# DATA SHOWN start
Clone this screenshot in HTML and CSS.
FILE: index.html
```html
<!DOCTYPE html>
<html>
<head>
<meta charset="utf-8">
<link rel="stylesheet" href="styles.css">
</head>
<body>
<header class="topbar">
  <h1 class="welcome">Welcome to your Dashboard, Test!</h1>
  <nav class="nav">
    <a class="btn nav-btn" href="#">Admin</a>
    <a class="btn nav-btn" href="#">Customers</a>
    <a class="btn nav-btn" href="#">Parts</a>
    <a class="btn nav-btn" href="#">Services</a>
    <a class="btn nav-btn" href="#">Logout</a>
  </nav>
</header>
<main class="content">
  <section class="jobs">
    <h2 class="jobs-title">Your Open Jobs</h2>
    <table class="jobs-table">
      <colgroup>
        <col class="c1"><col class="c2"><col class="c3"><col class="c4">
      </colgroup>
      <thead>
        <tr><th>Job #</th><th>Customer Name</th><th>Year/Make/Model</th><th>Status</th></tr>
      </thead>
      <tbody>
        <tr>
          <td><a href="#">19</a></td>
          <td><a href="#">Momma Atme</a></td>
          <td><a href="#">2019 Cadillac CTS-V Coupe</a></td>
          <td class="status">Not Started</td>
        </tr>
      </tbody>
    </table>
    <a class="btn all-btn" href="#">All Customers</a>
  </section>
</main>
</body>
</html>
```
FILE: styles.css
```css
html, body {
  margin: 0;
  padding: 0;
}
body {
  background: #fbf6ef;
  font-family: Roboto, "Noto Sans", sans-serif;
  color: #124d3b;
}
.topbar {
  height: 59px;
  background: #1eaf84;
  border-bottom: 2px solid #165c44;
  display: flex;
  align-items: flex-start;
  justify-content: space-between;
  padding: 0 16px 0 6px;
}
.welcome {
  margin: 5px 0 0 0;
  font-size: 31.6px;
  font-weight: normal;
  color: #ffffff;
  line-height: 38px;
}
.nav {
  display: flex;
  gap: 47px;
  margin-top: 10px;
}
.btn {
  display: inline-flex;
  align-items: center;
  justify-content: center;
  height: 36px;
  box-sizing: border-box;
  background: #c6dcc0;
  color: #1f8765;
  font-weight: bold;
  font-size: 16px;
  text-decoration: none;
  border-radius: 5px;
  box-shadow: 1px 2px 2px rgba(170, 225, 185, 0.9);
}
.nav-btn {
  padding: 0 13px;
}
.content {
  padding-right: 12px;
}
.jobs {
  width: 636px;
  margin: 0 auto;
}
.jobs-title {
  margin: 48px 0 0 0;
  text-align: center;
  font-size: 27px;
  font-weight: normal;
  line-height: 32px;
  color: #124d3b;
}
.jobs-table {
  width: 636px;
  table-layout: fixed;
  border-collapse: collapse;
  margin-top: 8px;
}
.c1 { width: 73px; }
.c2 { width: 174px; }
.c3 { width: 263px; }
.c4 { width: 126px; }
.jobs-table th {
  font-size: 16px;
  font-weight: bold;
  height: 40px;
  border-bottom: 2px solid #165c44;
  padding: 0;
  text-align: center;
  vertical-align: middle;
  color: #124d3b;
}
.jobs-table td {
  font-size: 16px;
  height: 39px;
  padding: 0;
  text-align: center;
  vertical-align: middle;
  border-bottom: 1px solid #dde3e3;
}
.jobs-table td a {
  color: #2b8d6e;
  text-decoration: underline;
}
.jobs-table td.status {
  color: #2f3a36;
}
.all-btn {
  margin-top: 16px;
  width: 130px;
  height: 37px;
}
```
# DATA SHOWN end
# DATA SHOWN start
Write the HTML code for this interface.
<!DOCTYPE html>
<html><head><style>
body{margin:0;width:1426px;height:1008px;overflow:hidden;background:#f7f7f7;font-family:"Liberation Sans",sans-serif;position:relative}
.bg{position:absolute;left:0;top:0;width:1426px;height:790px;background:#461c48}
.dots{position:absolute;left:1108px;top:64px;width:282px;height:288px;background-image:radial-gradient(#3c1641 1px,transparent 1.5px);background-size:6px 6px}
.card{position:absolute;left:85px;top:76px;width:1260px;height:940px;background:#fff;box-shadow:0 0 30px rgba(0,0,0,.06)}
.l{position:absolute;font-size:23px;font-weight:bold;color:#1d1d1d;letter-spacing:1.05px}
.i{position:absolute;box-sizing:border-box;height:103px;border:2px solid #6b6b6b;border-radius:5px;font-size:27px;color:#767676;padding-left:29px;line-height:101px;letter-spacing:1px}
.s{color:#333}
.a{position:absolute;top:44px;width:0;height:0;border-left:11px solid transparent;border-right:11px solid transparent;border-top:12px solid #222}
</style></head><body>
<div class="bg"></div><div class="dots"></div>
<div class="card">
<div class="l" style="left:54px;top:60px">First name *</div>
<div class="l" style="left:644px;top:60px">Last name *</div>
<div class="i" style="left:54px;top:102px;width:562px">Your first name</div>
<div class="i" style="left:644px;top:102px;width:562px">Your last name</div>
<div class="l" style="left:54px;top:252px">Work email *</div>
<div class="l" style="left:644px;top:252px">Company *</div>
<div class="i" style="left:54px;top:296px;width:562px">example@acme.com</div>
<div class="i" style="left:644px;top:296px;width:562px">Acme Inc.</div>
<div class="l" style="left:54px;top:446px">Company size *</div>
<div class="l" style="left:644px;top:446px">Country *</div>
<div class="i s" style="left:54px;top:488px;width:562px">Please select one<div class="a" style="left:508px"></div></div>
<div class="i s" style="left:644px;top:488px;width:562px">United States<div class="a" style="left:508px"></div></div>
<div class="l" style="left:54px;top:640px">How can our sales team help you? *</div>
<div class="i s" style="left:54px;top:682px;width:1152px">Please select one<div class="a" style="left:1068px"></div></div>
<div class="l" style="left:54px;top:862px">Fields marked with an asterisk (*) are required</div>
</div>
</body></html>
# DATA SHOWN end
TASK TO COMPLETE » What is the number of lines that contain "this"? Reply with that number alone.

THE REPLY » 2